Reiterated volume issues; cuts FY11 volume to 427 mt from 431 mt
Coal India (CIL) management reiterated CEPI and logistics related issues being the cause of cut in volume estimates to 431 mt from 465 mt in FY11 and to 447 mt from 485 mt in FY12. FY11 volume is likely to be further lower at 427-428 mt since Q4FY11 has seen no Y-o-Y growth in rakes availability.


Recent softening of stance by MOEF can benefit volumes only in FY13
Post meetings between the Coal Ministry and MOEF, 16 coal projects may obtain relaxation in environmental norms. However, CIL indicated that the usual environmental/forest clearance process will have to be followed and hence possibilities of beneficially affecting FY12 production are virtually negligible. Assuming an early and favourable resolution, production FY13 onwards could jump 5.0-5.5% Y-o-Y. Further, a Group of Ministers meeting is scheduled to expedite at least the mines under the ‘Go Areas’.

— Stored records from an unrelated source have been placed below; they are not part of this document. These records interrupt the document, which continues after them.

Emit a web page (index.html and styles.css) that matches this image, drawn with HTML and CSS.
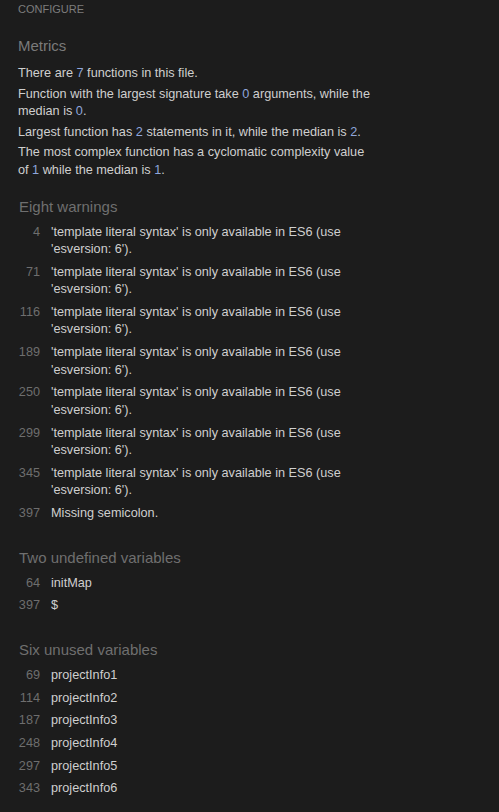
FILE: index.html
```html
<!DOCTYPE html>
<html>
<head>
<meta charset="utf-8">
<link rel="stylesheet" href="styles.css">
</head>
<body>
<div class="panel">
  <div class="configure">CONFIGURE</div>
  <section class="metrics">
    <h2>Metrics</h2>
    <p>There are <span class="num">7</span> functions in this file.</p>
    <p>Function with the largest signature take <span class="num">0</span> arguments, while the median is <span class="num">0</span>.</p>
    <p>Largest function has <span class="num">2</span> statements in it, while the median is <span class="num">2</span>.</p>
    <p>The most complex function has a cyclomatic complexity value of <span class="num">1</span> while the median is <span class="num">1</span>.</p>
  </section>
  <section class="group first">
    <h3>Eight warnings</h3>
    <table class="list">
      <tr><td class="ln">4</td><td>'template literal syntax' is only available in ES6 (use 'esversion: 6').</td></tr>
      <tr><td class="ln">71</td><td>'template literal syntax' is only available in ES6 (use 'esversion: 6').</td></tr>
      <tr><td class="ln">116</td><td>'template literal syntax' is only available in ES6 (use 'esversion: 6').</td></tr>
      <tr><td class="ln">189</td><td>'template literal syntax' is only available in ES6 (use 'esversion: 6').</td></tr>
      <tr><td class="ln">250</td><td>'template literal syntax' is only available in ES6 (use 'esversion: 6').</td></tr>
      <tr><td class="ln">299</td><td>'template literal syntax' is only available in ES6 (use 'esversion: 6').</td></tr>
      <tr><td class="ln">345</td><td>'template literal syntax' is only available in ES6 (use 'esversion: 6').</td></tr>
      <tr><td class="ln">397</td><td>Missing semicolon.</td></tr>
    </table>
  </section>
  <section class="group">
    <h3>Two undefined variables</h3>
    <table class="list">
      <tr><td class="ln">64</td><td>initMap</td></tr>
      <tr><td class="ln">397</td><td>$</td></tr>
    </table>
  </section>
  <section class="group">
    <h3>Six unused variables</h3>
    <table class="list">
      <tr><td class="ln">69</td><td>projectInfo1</td></tr>
      <tr><td class="ln">114</td><td>projectInfo2</td></tr>
      <tr><td class="ln">187</td><td>projectInfo3</td></tr>
      <tr><td class="ln">248</td><td>projectInfo4</td></tr>
      <tr><td class="ln">297</td><td>projectInfo5</td></tr>
      <tr><td class="ln">343</td><td>projectInfo6</td></tr>
    </table>
  </section>
</div>
</body>
</html>
```

FILE: styles.css
```css
html, body {
  margin: 0;
  padding: 0;
  background: #1c1c1c;
}
body {
  font-family: "Liberation Sans", Arial, sans-serif;
  font-size: 12.7px;
  color: #cfcfcf;
  height: 812px;
  overflow: hidden;
}
.panel {
  padding: 2px 18px 0 18px;
  width: 354px;
}
.configure {
  font-size: 11px;
  color: #7d7d7d;
  line-height: 14px;
}
.metrics h2 {
  font-size: 15px;
  font-weight: normal;
  color: #7a7a7a;
  margin: 21px 0 10px 0;
  line-height: 18px;
}
.metrics p {
  margin: 0 0 3px 0;
  line-height: 17.5px;
}
.num {
  color: #8fa6dc;
}
.group h3 {
  font-size: 15px;
  font-weight: normal;
  color: #6f6f6f;
  margin: 24px 0 5px 1px;
  line-height: 18px;
}
.group.first h3 {
  margin-top: 19px;
}
.list {
  border-collapse: collapse;
}
.list td {
  padding: 2.6px 0;
  line-height: 17.5px;
  vertical-align: top;
}
.list td.ln {
  width: 22px;
  text-align: right;
  color: #6e6e6e;
  padding-right: 11px;
}
```
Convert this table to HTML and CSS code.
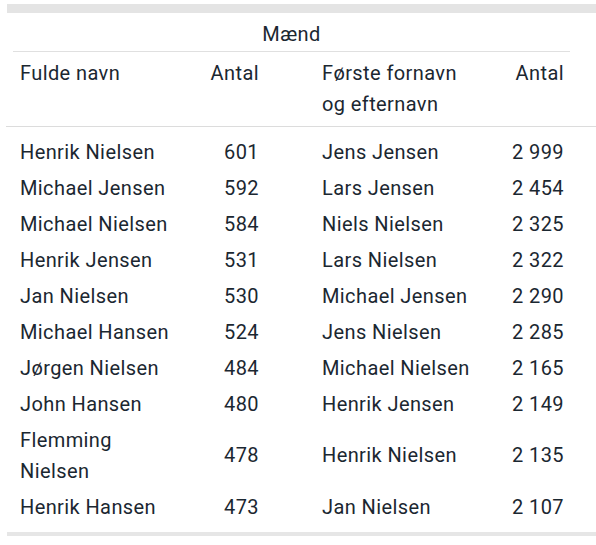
FILE: index.html
```html
<!DOCTYPE html>
<html lang="da">
<head>
<meta charset="utf-8">
<title>Mænd</title>
<link rel="stylesheet" href="styles.css">
</head>
<body>
<div class="frame">
  <div class="bar bar-top"></div>
  <table class="names">
    <colgroup>
      <col class="c1"><col class="c2"><col class="c3"><col class="c4">
    </colgroup>
    <thead>
      <tr class="cap-row">
        <th colspan="4"><div class="cap">Mænd</div></th>
      </tr>
      <tr class="head-row">
        <th class="name">Fulde navn</th>
        <th class="num">Antal</th>
        <th class="name2">Første fornavn og efternavn</th>
        <th class="num2">Antal</th>
      </tr>
    </thead>
    <tbody>
      <tr class="first"><td class="name">Henrik Nielsen</td><td class="num">601</td><td class="name2">Jens Jensen</td><td class="num2">2 999</td></tr>
      <tr><td class="name">Michael Jensen</td><td class="num">592</td><td class="name2">Lars Jensen</td><td class="num2">2 454</td></tr>
      <tr><td class="name">Michael Nielsen</td><td class="num">584</td><td class="name2">Niels Nielsen</td><td class="num2">2 325</td></tr>
      <tr><td class="name">Henrik Jensen</td><td class="num">531</td><td class="name2">Lars Nielsen</td><td class="num2">2 322</td></tr>
      <tr><td class="name">Jan Nielsen</td><td class="num">530</td><td class="name2">Michael Jensen</td><td class="num2">2 290</td></tr>
      <tr><td class="name">Michael Hansen</td><td class="num">524</td><td class="name2">Jens Nielsen</td><td class="num2">2 285</td></tr>
      <tr><td class="name">Jørgen Nielsen</td><td class="num">484</td><td class="name2">Michael Nielsen</td><td class="num2">2 165</td></tr>
      <tr><td class="name">John Hansen</td><td class="num">480</td><td class="name2">Henrik Jensen</td><td class="num2">2 149</td></tr>
      <tr><td class="name">Flemming Nielsen</td><td class="num">478</td><td class="name2">Henrik Nielsen</td><td class="num2">2 135</td></tr>
      <tr class="last"><td class="name">Henrik Hansen</td><td class="num">473</td><td class="name2">Jan Nielsen</td><td class="num2">2 107</td></tr>
    </tbody>
  </table>
  <div class="bar bar-bottom"></div>
</div>
</body>
</html>
```

FILE: styles.css
```css
html, body {
  margin: 0;
  padding: 0;
  background: #ffffff;
}

body {
  font-family: Roboto, "Liberation Sans", sans-serif;
  font-size: 20px;
  letter-spacing: 0.4px;
  color: #1b2731;
}

.frame {
  margin-left: 6px;
  padding-top: 4px;
  width: 590px;
}

.bar {
  background: #e4e4e4;
  margin-left: 1px;
}

.bar-top {
  height: 9px;
}

.bar-bottom {
  height: 4px;
  background: #e6e6e6;
  margin-top: 9.5px;
}

.names {
  width: 590px;
  border-collapse: collapse;
  table-layout: fixed;
}

.c1 { width: 174px; }
.c2 { width: 89px; }
.c3 { width: 213px; }
.c4 { width: 114px; }

.names th {
  font-weight: normal;
}

.names th,
.names td {
  padding: 0;
  line-height: 31px;
  vertical-align: middle;
}

.names .cap-row th {
  padding: 0 0 0 7px;
}

.cap {
  box-sizing: border-box;
  width: 557px;
  height: 39px;
  padding-top: 6px;
  line-height: 31px;
  text-align: center;
  border-bottom: 1px solid #e0e0e0;
}

.names .head-row th {
  vertical-align: top;
  padding-top: 6px;
  padding-bottom: 6px;
  border-bottom: 1px solid #dcdcdc;
}

.names td {
  padding-top: 2.5px;
  padding-bottom: 2.5px;
}

.names tr.first td {
  padding-top: 9.5px;
}

.names tr.last td {
  padding-bottom: 0;
}

.names .name {
  padding-left: 14px;
  padding-right: 0;
  text-align: left;
}

.names .num {
  padding-right: 10px;
  text-align: right;
}

.names .name2 {
  padding-left: 53px;
  padding-right: 0;
  text-align: left;
}

.names .num2 {
  padding-right: 32px;
  text-align: right;
}
```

E-auction proportion constrained; uncertainty on raw coal price hike
CIL indicated that increasing e-auction proportion beyond 12% was not possible considering its inability to provide adequate coal under FSAs. However, its price premium over raw coal has increased from 56% in FY10 to 93% in December 2010. The company has also commenced the process to increase raw coal prices, but no guidance on quantum or timing was given. Coal sold to sectors with market-linked pricing (e.g., merchant power, non-power sectors) may eventually move to market prices.

Outlook and valuations: Upsides priced in; maintain ‘HOLD’
We estimate that an 11% increase in raw coal realisations is required to maintain our previous FY12 estimate. We believe this is unlikely and build in a price hike of 7%. Our FY12 EBITDA and PAT estimates are revised down 16% and 15%, respectively, while our DCF valuation dips from INR 316/share to INR 291/share (a 4.7% downside to CMP). Beyond FY12, we build volume growth of only 3% against 5% earlier. While we retain our absolute ‘HOLD’ recommendation, we downgrade the relative rating from ‘Sector Performer’ to ‘Sector Underperformer’. We also introduce FY13 estimates.